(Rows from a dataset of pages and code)
◆ ◆ ◆ ◆

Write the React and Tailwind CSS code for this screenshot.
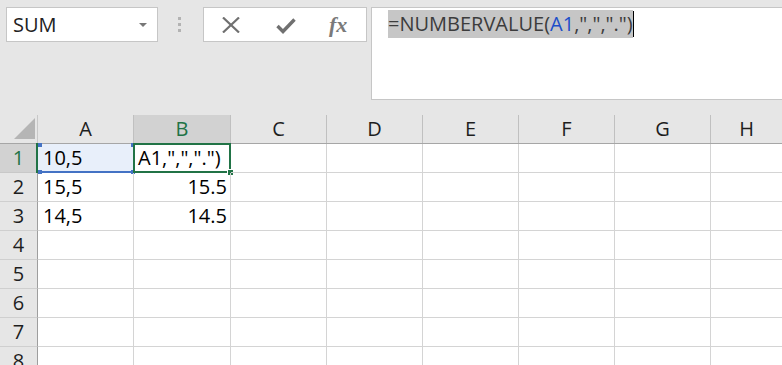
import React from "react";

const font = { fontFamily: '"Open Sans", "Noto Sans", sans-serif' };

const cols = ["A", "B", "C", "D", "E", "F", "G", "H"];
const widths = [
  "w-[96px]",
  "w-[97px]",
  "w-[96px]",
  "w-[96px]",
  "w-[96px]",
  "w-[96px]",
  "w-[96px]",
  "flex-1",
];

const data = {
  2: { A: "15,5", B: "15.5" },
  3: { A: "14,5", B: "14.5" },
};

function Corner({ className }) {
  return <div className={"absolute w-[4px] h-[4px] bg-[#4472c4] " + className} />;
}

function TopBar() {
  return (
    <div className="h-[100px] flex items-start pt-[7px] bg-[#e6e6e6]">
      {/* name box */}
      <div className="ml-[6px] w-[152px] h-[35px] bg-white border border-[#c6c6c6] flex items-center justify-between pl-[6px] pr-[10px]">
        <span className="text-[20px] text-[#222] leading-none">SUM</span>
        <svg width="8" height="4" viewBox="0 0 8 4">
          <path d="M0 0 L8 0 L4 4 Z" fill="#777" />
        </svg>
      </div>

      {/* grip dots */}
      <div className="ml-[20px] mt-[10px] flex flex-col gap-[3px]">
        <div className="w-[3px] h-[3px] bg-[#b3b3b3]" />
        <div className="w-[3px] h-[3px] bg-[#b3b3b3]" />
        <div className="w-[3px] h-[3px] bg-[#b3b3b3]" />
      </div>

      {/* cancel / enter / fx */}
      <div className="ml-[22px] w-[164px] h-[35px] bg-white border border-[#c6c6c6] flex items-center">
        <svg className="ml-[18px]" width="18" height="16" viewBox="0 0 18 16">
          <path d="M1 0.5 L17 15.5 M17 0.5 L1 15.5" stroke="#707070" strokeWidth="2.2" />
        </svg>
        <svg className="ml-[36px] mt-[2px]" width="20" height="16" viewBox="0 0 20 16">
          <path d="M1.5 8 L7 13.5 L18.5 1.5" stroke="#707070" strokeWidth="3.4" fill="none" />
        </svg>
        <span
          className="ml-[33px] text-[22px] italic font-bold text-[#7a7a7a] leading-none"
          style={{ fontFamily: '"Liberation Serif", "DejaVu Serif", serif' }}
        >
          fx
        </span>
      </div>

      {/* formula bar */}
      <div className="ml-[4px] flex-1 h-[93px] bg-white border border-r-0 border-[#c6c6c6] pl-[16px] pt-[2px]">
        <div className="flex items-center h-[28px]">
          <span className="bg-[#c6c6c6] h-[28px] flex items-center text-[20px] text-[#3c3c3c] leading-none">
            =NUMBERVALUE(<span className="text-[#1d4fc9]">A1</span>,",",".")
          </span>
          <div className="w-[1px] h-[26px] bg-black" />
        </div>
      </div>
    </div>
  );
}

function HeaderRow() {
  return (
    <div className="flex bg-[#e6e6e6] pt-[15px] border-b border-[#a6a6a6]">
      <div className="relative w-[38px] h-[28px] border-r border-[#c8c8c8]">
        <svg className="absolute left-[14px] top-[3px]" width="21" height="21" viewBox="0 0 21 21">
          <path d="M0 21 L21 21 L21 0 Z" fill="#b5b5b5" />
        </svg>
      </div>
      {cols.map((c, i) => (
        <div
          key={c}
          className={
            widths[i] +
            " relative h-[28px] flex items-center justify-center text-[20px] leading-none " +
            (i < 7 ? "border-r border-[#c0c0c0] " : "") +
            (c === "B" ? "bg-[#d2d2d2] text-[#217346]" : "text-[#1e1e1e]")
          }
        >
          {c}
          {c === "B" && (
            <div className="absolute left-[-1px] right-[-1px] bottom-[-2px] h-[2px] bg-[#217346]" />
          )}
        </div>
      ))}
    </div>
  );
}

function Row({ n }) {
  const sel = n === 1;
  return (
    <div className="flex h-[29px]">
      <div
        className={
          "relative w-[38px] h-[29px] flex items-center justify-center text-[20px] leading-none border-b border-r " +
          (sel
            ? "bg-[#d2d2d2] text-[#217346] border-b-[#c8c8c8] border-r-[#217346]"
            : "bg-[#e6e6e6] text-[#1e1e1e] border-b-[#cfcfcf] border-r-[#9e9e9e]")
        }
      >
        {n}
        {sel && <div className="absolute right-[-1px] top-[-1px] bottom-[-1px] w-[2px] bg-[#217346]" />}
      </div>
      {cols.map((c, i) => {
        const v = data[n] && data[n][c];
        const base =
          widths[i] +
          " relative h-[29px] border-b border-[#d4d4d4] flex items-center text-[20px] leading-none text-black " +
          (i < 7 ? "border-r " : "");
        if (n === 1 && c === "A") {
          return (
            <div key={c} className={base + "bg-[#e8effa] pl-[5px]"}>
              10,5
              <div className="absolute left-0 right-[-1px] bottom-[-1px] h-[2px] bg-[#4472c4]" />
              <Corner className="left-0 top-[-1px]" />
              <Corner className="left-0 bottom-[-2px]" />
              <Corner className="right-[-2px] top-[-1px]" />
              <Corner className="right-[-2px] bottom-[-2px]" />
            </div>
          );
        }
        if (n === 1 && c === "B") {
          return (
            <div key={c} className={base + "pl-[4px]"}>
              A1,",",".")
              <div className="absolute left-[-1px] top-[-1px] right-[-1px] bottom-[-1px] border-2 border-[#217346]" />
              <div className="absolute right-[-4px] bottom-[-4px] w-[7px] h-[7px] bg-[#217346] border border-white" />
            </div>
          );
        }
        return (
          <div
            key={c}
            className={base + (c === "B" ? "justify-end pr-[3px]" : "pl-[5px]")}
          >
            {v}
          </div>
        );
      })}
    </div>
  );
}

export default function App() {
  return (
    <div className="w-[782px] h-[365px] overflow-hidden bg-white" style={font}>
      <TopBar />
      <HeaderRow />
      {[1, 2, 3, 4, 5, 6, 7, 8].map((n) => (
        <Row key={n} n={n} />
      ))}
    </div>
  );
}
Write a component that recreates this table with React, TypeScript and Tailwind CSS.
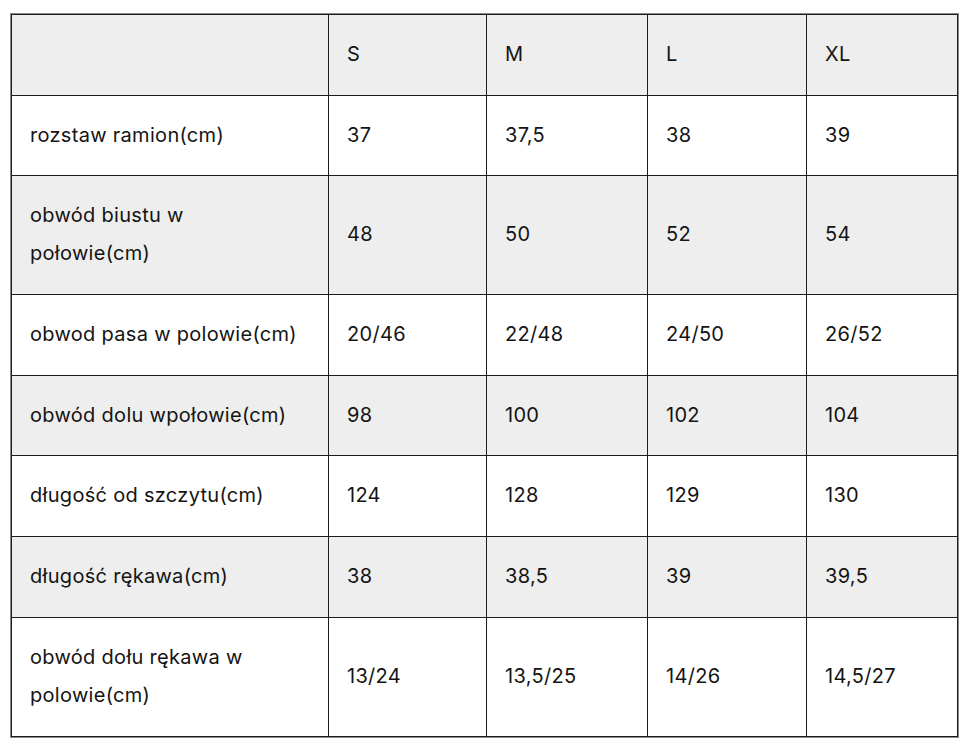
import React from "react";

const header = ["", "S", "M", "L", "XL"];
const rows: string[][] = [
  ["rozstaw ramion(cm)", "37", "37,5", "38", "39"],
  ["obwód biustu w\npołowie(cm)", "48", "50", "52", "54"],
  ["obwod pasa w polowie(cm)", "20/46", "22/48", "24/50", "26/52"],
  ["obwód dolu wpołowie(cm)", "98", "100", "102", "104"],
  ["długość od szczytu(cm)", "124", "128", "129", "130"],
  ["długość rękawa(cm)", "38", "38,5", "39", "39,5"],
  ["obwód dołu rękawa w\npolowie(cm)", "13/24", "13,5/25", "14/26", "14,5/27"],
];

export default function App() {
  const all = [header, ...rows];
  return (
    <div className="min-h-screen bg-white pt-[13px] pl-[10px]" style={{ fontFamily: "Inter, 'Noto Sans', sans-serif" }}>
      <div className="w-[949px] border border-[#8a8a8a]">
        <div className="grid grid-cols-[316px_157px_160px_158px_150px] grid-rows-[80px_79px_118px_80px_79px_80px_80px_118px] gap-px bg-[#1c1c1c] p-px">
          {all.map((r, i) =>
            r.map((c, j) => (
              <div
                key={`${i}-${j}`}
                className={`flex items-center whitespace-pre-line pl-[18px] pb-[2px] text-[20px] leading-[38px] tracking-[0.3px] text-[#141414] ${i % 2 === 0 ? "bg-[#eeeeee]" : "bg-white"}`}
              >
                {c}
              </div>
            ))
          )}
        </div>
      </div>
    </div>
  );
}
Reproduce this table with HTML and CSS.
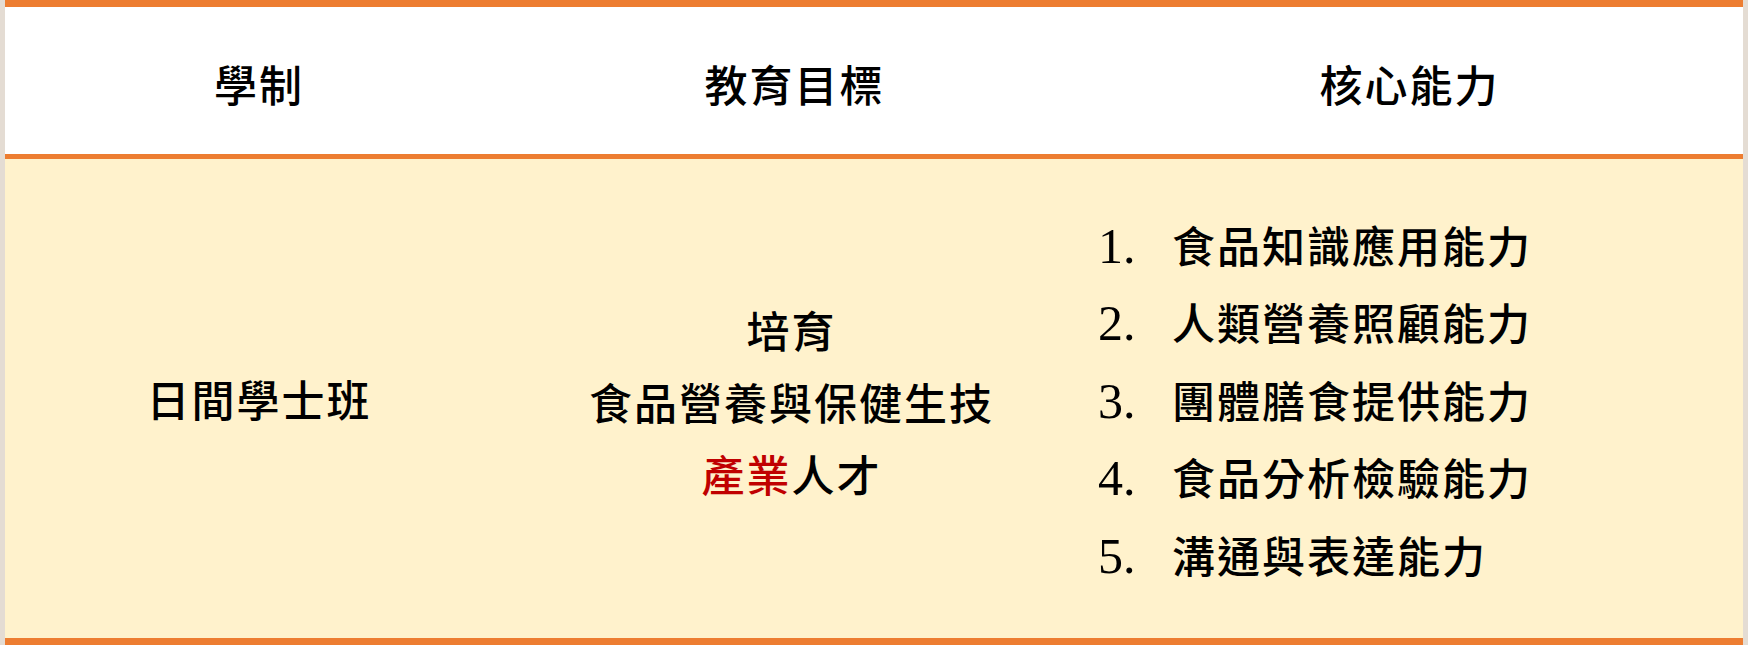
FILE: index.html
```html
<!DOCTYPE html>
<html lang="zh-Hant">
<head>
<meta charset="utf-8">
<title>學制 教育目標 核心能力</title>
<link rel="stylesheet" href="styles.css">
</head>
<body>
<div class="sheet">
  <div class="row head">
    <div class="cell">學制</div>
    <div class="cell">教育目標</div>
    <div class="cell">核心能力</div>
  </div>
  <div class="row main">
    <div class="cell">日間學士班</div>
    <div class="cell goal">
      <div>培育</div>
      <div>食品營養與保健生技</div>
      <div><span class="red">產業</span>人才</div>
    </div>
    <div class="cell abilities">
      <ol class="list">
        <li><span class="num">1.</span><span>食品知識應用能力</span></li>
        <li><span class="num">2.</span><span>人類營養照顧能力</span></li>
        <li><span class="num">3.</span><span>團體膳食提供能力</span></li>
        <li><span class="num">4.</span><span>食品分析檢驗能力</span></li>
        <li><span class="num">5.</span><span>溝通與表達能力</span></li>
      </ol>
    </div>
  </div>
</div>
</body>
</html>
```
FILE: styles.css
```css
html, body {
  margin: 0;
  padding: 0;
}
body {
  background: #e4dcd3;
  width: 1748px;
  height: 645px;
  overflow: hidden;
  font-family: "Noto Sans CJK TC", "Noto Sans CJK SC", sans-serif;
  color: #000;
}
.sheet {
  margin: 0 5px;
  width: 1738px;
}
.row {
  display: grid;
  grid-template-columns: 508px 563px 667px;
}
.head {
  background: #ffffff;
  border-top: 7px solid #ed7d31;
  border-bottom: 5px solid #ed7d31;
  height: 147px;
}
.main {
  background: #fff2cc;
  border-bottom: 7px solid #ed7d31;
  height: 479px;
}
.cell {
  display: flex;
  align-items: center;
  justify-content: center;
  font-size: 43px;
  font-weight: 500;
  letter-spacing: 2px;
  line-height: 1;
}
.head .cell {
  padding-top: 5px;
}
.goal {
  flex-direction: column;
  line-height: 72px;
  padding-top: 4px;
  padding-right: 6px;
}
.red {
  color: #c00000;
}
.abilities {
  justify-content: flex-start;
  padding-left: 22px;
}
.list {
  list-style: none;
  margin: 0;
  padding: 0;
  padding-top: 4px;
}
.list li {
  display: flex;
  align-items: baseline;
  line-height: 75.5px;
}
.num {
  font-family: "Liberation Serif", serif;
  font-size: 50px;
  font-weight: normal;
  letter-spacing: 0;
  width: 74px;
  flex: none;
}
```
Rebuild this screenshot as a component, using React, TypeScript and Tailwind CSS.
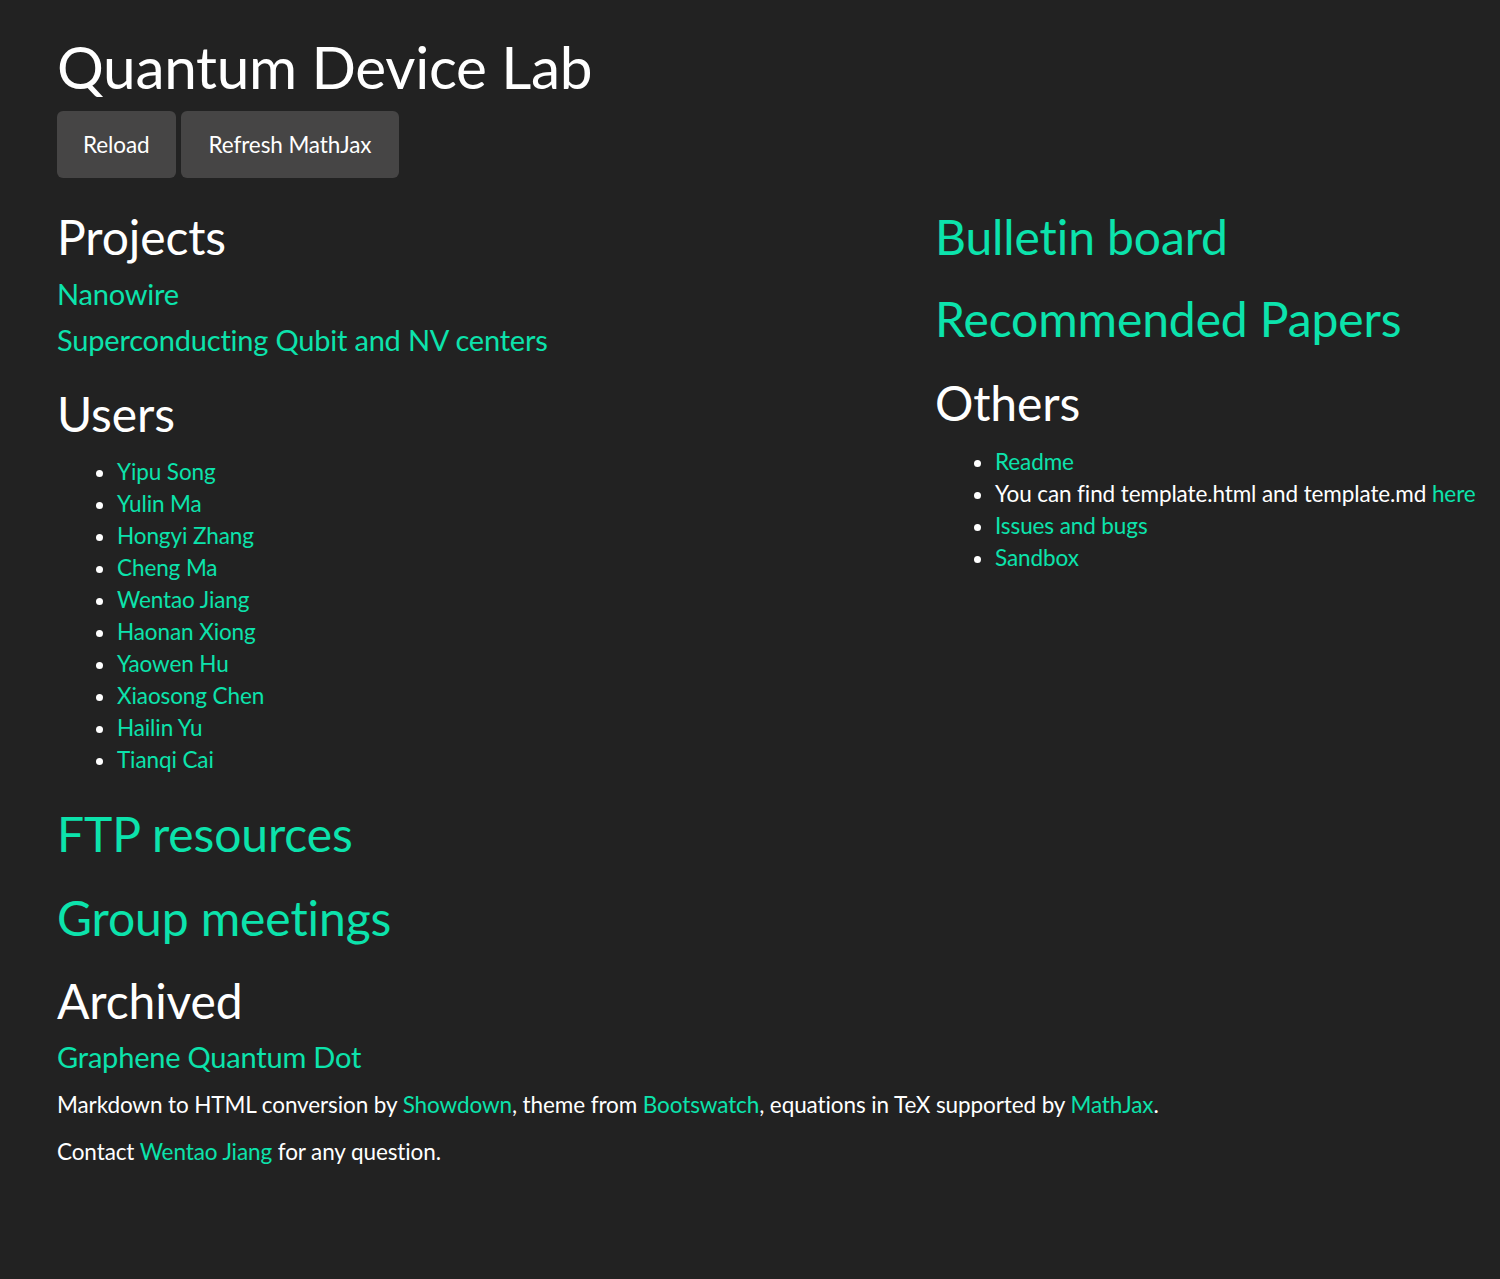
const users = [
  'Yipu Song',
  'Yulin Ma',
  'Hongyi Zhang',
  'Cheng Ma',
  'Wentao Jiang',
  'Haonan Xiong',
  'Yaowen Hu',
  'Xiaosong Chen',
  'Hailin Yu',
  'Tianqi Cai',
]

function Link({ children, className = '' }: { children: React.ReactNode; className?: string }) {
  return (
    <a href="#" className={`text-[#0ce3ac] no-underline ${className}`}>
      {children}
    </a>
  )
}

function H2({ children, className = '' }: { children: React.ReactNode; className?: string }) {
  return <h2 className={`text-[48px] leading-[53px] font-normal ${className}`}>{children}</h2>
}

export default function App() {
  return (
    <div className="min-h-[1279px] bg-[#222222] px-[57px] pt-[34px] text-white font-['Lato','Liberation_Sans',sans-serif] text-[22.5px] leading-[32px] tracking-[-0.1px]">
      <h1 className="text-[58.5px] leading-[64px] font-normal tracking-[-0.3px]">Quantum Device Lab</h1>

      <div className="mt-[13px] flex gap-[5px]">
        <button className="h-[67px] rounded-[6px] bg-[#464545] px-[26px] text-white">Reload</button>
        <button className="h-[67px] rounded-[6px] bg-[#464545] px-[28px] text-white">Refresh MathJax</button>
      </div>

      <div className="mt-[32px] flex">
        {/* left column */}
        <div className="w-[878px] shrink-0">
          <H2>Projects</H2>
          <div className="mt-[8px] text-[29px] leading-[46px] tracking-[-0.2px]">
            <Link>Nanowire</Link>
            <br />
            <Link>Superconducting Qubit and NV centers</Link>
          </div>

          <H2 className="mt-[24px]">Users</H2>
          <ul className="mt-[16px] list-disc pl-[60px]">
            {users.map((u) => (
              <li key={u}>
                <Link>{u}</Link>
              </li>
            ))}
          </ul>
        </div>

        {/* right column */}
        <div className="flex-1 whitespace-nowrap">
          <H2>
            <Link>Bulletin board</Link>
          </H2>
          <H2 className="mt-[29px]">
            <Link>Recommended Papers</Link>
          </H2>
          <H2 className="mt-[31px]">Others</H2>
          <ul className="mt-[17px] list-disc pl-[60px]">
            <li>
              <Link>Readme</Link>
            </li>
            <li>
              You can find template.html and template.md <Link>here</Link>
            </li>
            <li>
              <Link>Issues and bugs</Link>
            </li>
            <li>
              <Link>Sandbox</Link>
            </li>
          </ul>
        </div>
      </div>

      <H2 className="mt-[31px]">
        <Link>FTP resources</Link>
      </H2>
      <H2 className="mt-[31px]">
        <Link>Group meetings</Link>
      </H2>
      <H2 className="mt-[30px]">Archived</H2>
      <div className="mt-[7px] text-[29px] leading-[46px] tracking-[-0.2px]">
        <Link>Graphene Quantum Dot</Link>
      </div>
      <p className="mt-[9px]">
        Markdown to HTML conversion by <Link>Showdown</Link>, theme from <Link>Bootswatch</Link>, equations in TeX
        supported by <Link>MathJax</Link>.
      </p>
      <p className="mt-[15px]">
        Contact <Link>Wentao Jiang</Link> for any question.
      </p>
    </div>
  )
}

◆ ◆ ◆ ◆

▶ [Required work]: Identify each line containing the string "screenshot" and copy it out.

▶ [Reply]:
Write the React and Tailwind CSS code for this screenshot.
Rebuild this screenshot as a component, using React, TypeScript and Tailwind CSS.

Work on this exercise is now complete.